» TO DO
Copy every line of the records below where the word "this" occurs.

» INFORMATION PROVIDED
☆ ☆ ☆ ☆
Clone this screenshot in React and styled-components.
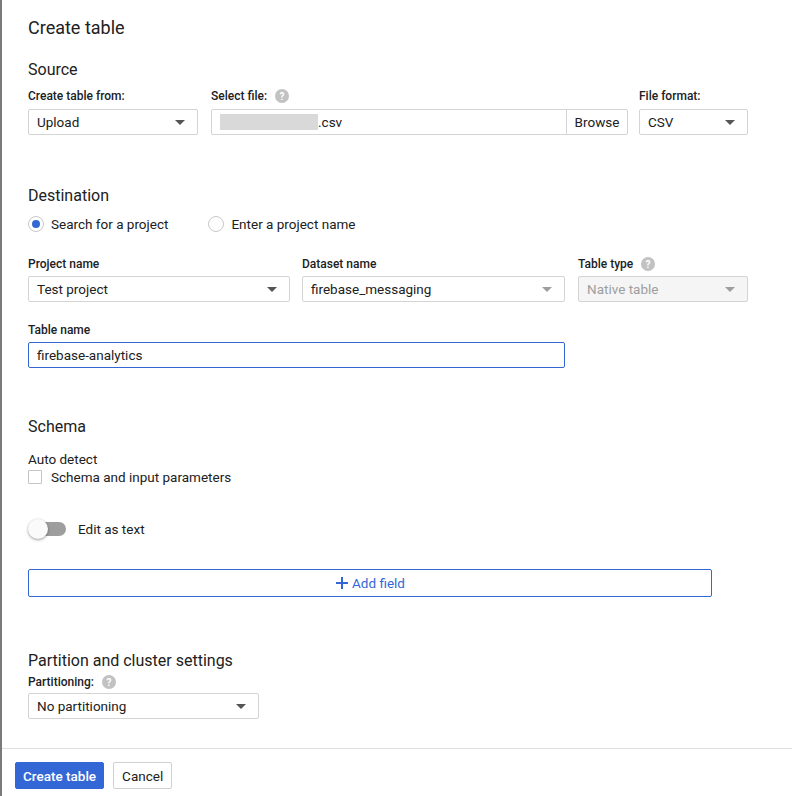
☆ ☆ ☆ ☆
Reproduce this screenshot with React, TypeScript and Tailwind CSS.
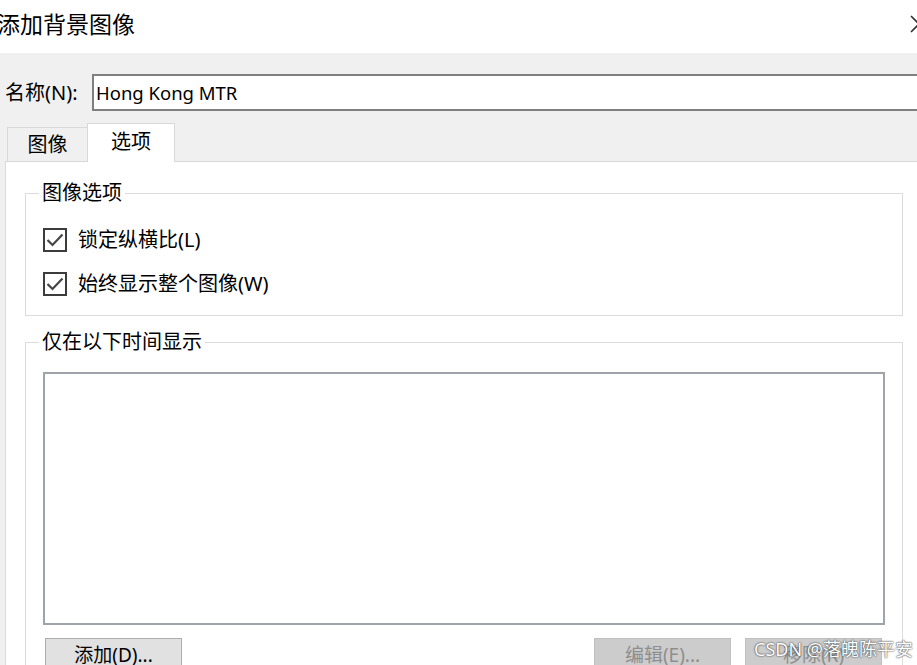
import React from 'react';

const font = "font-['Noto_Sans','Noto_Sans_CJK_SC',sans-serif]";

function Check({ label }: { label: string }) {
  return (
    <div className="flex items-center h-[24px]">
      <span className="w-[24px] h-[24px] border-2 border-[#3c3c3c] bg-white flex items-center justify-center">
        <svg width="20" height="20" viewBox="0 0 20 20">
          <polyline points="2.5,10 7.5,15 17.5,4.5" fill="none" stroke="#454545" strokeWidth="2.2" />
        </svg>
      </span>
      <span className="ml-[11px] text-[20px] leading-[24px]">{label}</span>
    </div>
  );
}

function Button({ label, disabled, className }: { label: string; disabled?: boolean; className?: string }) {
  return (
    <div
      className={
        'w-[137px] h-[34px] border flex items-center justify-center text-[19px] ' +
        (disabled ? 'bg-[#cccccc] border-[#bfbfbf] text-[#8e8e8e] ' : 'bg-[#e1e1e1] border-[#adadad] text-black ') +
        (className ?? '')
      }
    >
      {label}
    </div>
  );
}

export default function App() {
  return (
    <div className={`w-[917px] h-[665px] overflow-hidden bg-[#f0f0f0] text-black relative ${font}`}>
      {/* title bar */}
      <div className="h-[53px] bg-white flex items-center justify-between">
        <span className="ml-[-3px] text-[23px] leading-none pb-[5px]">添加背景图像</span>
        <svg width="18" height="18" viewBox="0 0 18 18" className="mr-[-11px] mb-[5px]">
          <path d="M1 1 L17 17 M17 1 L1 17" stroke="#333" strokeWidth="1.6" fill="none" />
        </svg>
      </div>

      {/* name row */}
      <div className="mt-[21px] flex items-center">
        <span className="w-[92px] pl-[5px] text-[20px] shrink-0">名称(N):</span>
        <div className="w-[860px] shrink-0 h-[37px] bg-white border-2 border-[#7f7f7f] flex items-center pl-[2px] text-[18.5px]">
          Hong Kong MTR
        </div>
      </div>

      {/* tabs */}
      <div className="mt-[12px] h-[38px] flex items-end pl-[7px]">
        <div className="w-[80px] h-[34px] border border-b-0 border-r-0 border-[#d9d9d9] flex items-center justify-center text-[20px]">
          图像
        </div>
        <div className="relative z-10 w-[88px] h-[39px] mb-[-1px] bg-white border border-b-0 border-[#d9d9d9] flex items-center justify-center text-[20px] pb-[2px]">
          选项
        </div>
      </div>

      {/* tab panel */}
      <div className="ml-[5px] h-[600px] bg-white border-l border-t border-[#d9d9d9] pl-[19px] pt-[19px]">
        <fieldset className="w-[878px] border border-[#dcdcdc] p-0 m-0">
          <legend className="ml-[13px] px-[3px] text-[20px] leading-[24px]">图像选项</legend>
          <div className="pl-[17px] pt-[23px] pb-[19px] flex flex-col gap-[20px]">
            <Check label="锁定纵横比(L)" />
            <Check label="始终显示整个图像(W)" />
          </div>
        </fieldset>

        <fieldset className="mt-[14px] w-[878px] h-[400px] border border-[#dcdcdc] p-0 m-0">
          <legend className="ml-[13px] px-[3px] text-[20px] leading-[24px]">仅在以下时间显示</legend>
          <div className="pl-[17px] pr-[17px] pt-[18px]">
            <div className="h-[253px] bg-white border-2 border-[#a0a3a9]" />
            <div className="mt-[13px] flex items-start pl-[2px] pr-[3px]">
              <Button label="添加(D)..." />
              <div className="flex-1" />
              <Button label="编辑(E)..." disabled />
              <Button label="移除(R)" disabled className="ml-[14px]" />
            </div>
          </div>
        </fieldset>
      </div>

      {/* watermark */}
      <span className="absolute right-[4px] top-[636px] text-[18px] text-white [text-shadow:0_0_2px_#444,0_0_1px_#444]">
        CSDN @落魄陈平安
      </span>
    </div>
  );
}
☆ ☆ ☆ ☆
» RESPONSE BELOW
Clone this screenshot in React and styled-components.
Reproduce this screenshot with React, TypeScript and Tailwind CSS.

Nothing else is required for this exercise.